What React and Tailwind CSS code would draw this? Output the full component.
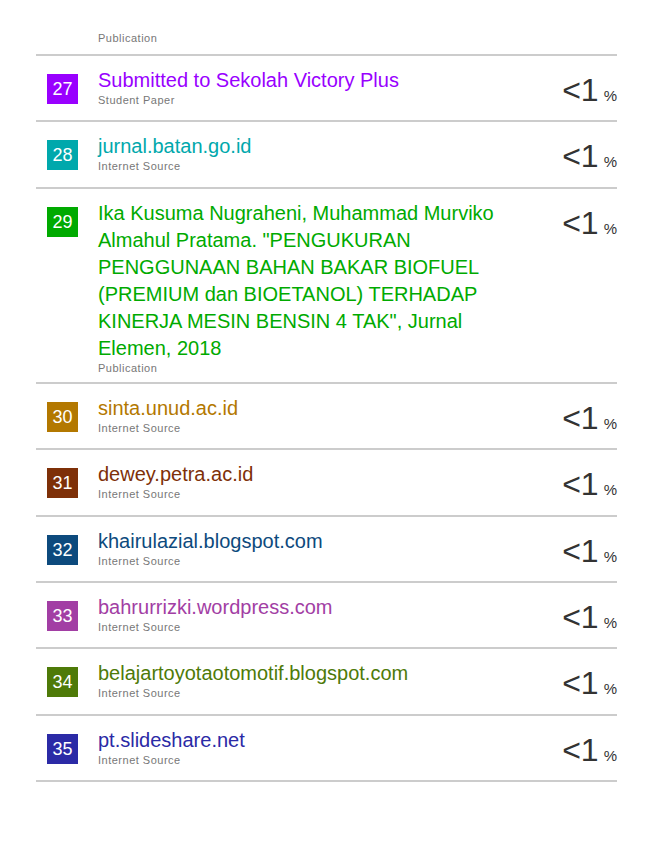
const sources = [
  { n: 27, title: "Submitted to Sekolah Victory Plus", type: "Student Paper", color: "bg-[#9900ff]", text: "text-[#9900ff]" },
  { n: 28, title: "jurnal.batan.go.id", type: "Internet Source", color: "bg-[#00a8ac]", text: "text-[#00a8ac]" },
  {
    n: 29,
    title:
      'Ika Kusuma Nugraheni, Muhammad Murviko Almahul Pratama. "PENGUKURAN PENGGUNAAN BAHAN BAKAR BIOFUEL (PREMIUM dan BIOETANOL) TERHADAP KINERJA MESIN BENSIN 4 TAK", Jurnal Elemen, 2018',
    type: "Publication",
    color: "bg-[#00aa00]",
    text: "text-[#00aa00]",
  },
  { n: 30, title: "sinta.unud.ac.id", type: "Internet Source", color: "bg-[#b37800]", text: "text-[#b37800]" },
  { n: 31, title: "dewey.petra.ac.id", type: "Internet Source", color: "bg-[#7e3008]", text: "text-[#7e3008]" },
  { n: 32, title: "khairulazial.blogspot.com", type: "Internet Source", color: "bg-[#0d4a7d]", text: "text-[#0d4a7d]" },
  { n: 33, title: "bahrurrizki.wordpress.com", type: "Internet Source", color: "bg-[#a23ea4]", text: "text-[#a23ea4]" },
  { n: 34, title: "belajartoyotaotomotif.blogspot.com", type: "Internet Source", color: "bg-[#4e7a08]", text: "text-[#4e7a08]" },
  { n: 35, title: "pt.slideshare.net", type: "Internet Source", color: "bg-[#2b2aa6]", text: "text-[#2b2aa6]" },
]

function SourceRow({ data }) {
  return (
    <div className="flex items-start min-h-[66.4px] border-b-2 border-[#cccccc]">
      <div className={`ml-[11px] mt-[18px] w-[31px] h-[30px] flex items-center justify-center text-white text-[18px] leading-none ${data.color}`}>
        {data.n}
      </div>
      <div className="ml-[20px] w-[440px] pt-[11px] pb-[7px]">
        <div className={`text-[20px] leading-[27px] ${data.text}`}>{data.title}</div>
        <div className="text-[11px] leading-[13px] tracking-[0.5px] text-[#777777]">{data.type}</div>
      </div>
      <div className="flex-1 flex justify-end items-baseline pt-[18px] text-[#333333]">
        <span className="text-[32px] leading-[32px]">&lt;1</span>
        <span className="text-[15px] ml-[5px]">%</span>
      </div>
    </div>
  )
}

export default function App() {
  return (
    <div className="bg-white min-h-[841px] w-[650px]" style={{ fontFamily: '"Liberation Sans", Arial, sans-serif' }}>
      <div className="ml-[36px] w-[581px]">
        <div className="pt-[32px] pb-[9px] border-b-2 border-[#cccccc]">
          <div className="ml-[62px] text-[11px] leading-[13px] tracking-[0.5px] text-[#777777]">Publication</div>
        </div>
        {sources.map(s => (
          <SourceRow key={s.n} data={s} />
        ))}
      </div>
    </div>
  )
}
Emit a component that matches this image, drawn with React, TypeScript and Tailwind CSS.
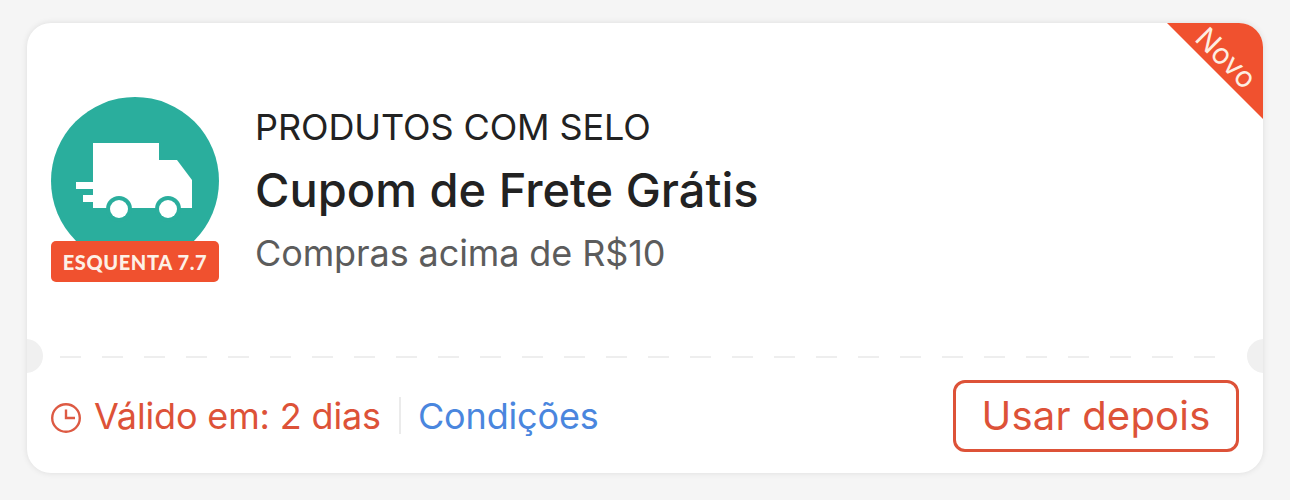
export default function App() {
  return (
    <div className="h-[500px] w-[1290px] overflow-hidden bg-[#f5f5f5] pl-[27px] pt-[23px] font-['Inter',sans-serif]">
      <div className="relative flex h-[450px] w-[1236px] flex-col overflow-hidden rounded-[24px] bg-white shadow-[0_0_6px_rgba(0,0,0,0.1)]">
        <div className="flex h-[333px] items-start pl-[24px] pt-[74px]">
          <div className="relative h-[185px] w-[168px] shrink-0">
            <svg width="168" height="168" viewBox="0 0 168 168">
              <circle cx="84" cy="84" r="84" fill="#2aae9d" />
              <path d="M42 46H108V63H126L141 83V111H42V105H32V98H42V92H25V85H42Z" fill="#fff" />
              <circle cx="68" cy="112" r="13" fill="#2aae9d" />
              <circle cx="117" cy="112" r="13" fill="#2aae9d" />
              <circle cx="68" cy="112" r="9" fill="#fff" />
              <circle cx="117" cy="112" r="9" fill="#fff" />
            </svg>
            <div className="absolute bottom-0 left-0 flex h-[41px] w-[168px] items-center justify-center rounded-[5px] bg-[#f0512f] font-['Lato',sans-serif] text-[20px] font-black tracking-[0.6px] text-[#fdf0e6]">
              ESQUENTA 7.7
            </div>
          </div>
          <div className="ml-[36px] flex flex-col">
            <div className="text-[36px] leading-[60px] tracking-[-0.1px] text-[#222]">PRODUTOS COM SELO</div>
            <div className="text-[47px] font-medium leading-[66px] text-[#222]">Cupom de Frete Grátis</div>
            <div className="text-[36px] leading-[60px] tracking-[-0.1px] text-[#5c5c5c]">Compras acima de R$10</div>
          </div>
        </div>
        <div className="ml-[33px] h-[2px] w-[1156px] bg-[repeating-linear-gradient(90deg,#eeeeee_0,#eeeeee_21px,transparent_21px,transparent_42px)]" />
        <div className="flex flex-1 items-center justify-between pl-[24px] pr-[24px]">
          <div className="flex items-center">
            <svg className="mt-[4px]" width="30" height="30" viewBox="0 0 30 30" fill="none" stroke="#dd5a43" strokeWidth="2.4">
              <circle cx="15" cy="15" r="13.8" />
              <path d="M15 6.5V15H24" />
            </svg>
            <span className="ml-[13px] text-[36px] tracking-[-0.15px] text-[#dd5238]">Válido em: 2 dias</span>
            <div className="ml-[18px] mr-[17px] h-[37px] w-[2px] bg-[#ebebeb]" />
            <span className="text-[36px] tracking-[-0.15px] text-[#4a86de]">Condições</span>
          </div>
          <button className="h-[72px] w-[286px] rounded-[12px] border-[3px] border-[#dd5238] text-[40px] tracking-[0.2px] text-[#dd5238]">
            Usar depois
          </button>
        </div>
        <div className="absolute left-[-18px] top-[316px] h-[34px] w-[34px] rounded-full bg-[#f0f0f0]" />
        <div className="absolute right-[-18px] top-[316px] h-[34px] w-[34px] rounded-full bg-[#f0f0f0]" />
        <div className="absolute right-0 top-0 h-[96px] w-[96px] bg-[#f0512f] [clip-path:polygon(0_0,100%_0,100%_100%)]" />
        <div className="absolute right-[-1px] top-[25px] w-[76px] rotate-45 whitespace-nowrap text-center text-[29px] leading-[20px] text-[#fdeee2]">
          Novo
        </div>
      </div>
    </div>
  );
}
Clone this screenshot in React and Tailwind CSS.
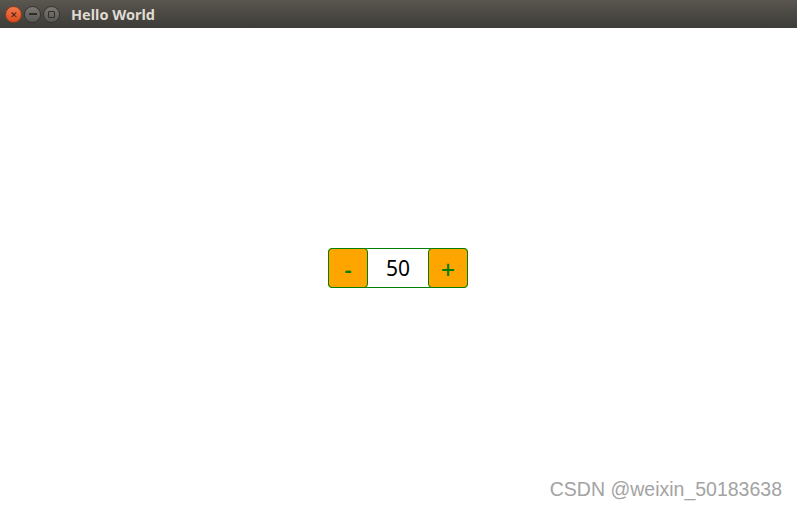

^^^^^^^^

What to work on: Strip out the pictures and quote the remaining data word for word.

Result of the exercise:
What React and Tailwind CSS code would draw this? Output the full component.
const sources = [
  { n: 27, title: "Submitted to Sekolah Victory Plus", type: "Student Paper", color: "bg-[#9900ff]", text: "text-[#9900ff]" },
  { n: 28, title: "jurnal.batan.go.id", type: "Internet Source", color: "bg-[#00a8ac]", text: "text-[#00a8ac]" },
  {
    n: 29,
    title:
      'Ika Kusuma Nugraheni, Muhammad Murviko Almahul Pratama. "PENGUKURAN PENGGUNAAN BAHAN BAKAR BIOFUEL (PREMIUM dan BIOETANOL) TERHADAP KINERJA MESIN BENSIN 4 TAK", Jurnal Elemen, 2018',
    type: "Publication",
    color: "bg-[#00aa00]",
    text: "text-[#00aa00]",
  },
  { n: 30, title: "sinta.unud.ac.id", type: "Internet Source", color: "bg-[#b37800]", text: "text-[#b37800]" },
  { n: 31, title: "dewey.petra.ac.id", type: "Internet Source", color: "bg-[#7e3008]", text: "text-[#7e3008]" },
  { n: 32, title: "khairulazial.blogspot.com", type: "Internet Source", color: "bg-[#0d4a7d]", text: "text-[#0d4a7d]" },
  { n: 33, title: "bahrurrizki.wordpress.com", type: "Internet Source", color: "bg-[#a23ea4]", text: "text-[#a23ea4]" },
  { n: 34, title: "belajartoyotaotomotif.blogspot.com", type: "Internet Source", color: "bg-[#4e7a08]", text: "text-[#4e7a08]" },
  { n: 35, title: "pt.slideshare.net", type: "Internet Source", color: "bg-[#2b2aa6]", text: "text-[#2b2aa6]" },
]

function SourceRow({ data }) {
  return (
    <div className="flex items-start min-h-[66.4px] border-b-2 border-[#cccccc]">
      <div className={`ml-[11px] mt-[18px] w-[31px] h-[30px] flex items-center justify-center text-white text-[18px] leading-none ${data.color}`}>
        {data.n}
      </div>
      <div className="ml-[20px] w-[440px] pt-[11px] pb-[7px]">
        <div className={`text-[20px] leading-[27px] ${data.text}`}>{data.title}</div>
        <div className="text-[11px] leading-[13px] tracking-[0.5px] text-[#777777]">{data.type}</div>
      </div>
      <div className="flex-1 flex justify-end items-baseline pt-[18px] text-[#333333]">
        <span className="text-[32px] leading-[32px]">&lt;1</span>
        <span className="text-[15px] ml-[5px]">%</span>
      </div>
    </div>
  )
}

export default function App() {
  return (
    <div className="bg-white min-h-[841px] w-[650px]" style={{ fontFamily: '"Liberation Sans", Arial, sans-serif' }}>
      <div className="ml-[36px] w-[581px]">
        <div className="pt-[32px] pb-[9px] border-b-2 border-[#cccccc]">
          <div className="ml-[62px] text-[11px] leading-[13px] tracking-[0.5px] text-[#777777]">Publication</div>
        </div>
        {sources.map(s => (
          <SourceRow key={s.n} data={s} />
        ))}
      </div>
    </div>
  )
}
Emit a component that matches this image, drawn with React, TypeScript and Tailwind CSS.
export default function App() {
  return (
    <div className="h-[500px] w-[1290px] overflow-hidden bg-[#f5f5f5] pl-[27px] pt-[23px] font-['Inter',sans-serif]">
      <div className="relative flex h-[450px] w-[1236px] flex-col overflow-hidden rounded-[24px] bg-white shadow-[0_0_6px_rgba(0,0,0,0.1)]">
        <div className="flex h-[333px] items-start pl-[24px] pt-[74px]">
          <div className="relative h-[185px] w-[168px] shrink-0">
            <svg width="168" height="168" viewBox="0 0 168 168">
              <circle cx="84" cy="84" r="84" fill="#2aae9d" />
              <path d="M42 46H108V63H126L141 83V111H42V105H32V98H42V92H25V85H42Z" fill="#fff" />
              <circle cx="68" cy="112" r="13" fill="#2aae9d" />
              <circle cx="117" cy="112" r="13" fill="#2aae9d" />
              <circle cx="68" cy="112" r="9" fill="#fff" />
              <circle cx="117" cy="112" r="9" fill="#fff" />
            </svg>
            <div className="absolute bottom-0 left-0 flex h-[41px] w-[168px] items-center justify-center rounded-[5px] bg-[#f0512f] font-['Lato',sans-serif] text-[20px] font-black tracking-[0.6px] text-[#fdf0e6]">
              ESQUENTA 7.7
            </div>
          </div>
          <div className="ml-[36px] flex flex-col">
            <div className="text-[36px] leading-[60px] tracking-[-0.1px] text-[#222]">PRODUTOS COM SELO</div>
            <div className="text-[47px] font-medium leading-[66px] text-[#222]">Cupom de Frete Grátis</div>
            <div className="text-[36px] leading-[60px] tracking-[-0.1px] text-[#5c5c5c]">Compras acima de R$10</div>
          </div>
        </div>
        <div className="ml-[33px] h-[2px] w-[1156px] bg-[repeating-linear-gradient(90deg,#eeeeee_0,#eeeeee_21px,transparent_21px,transparent_42px)]" />
        <div className="flex flex-1 items-center justify-between pl-[24px] pr-[24px]">
          <div className="flex items-center">
            <svg className="mt-[4px]" width="30" height="30" viewBox="0 0 30 30" fill="none" stroke="#dd5a43" strokeWidth="2.4">
              <circle cx="15" cy="15" r="13.8" />
              <path d="M15 6.5V15H24" />
            </svg>
            <span className="ml-[13px] text-[36px] tracking-[-0.15px] text-[#dd5238]">Válido em: 2 dias</span>
            <div className="ml-[18px] mr-[17px] h-[37px] w-[2px] bg-[#ebebeb]" />
            <span className="text-[36px] tracking-[-0.15px] text-[#4a86de]">Condições</span>
          </div>
          <button className="h-[72px] w-[286px] rounded-[12px] border-[3px] border-[#dd5238] text-[40px] tracking-[0.2px] text-[#dd5238]">
            Usar depois
          </button>
        </div>
        <div className="absolute left-[-18px] top-[316px] h-[34px] w-[34px] rounded-full bg-[#f0f0f0]" />
        <div className="absolute right-[-18px] top-[316px] h-[34px] w-[34px] rounded-full bg-[#f0f0f0]" />
        <div className="absolute right-0 top-0 h-[96px] w-[96px] bg-[#f0512f] [clip-path:polygon(0_0,100%_0,100%_100%)]" />
        <div className="absolute right-[-1px] top-[25px] w-[76px] rotate-45 whitespace-nowrap text-center text-[29px] leading-[20px] text-[#fdeee2]">
          Novo
        </div>
      </div>
    </div>
  );
}
Clone this screenshot in React and Tailwind CSS.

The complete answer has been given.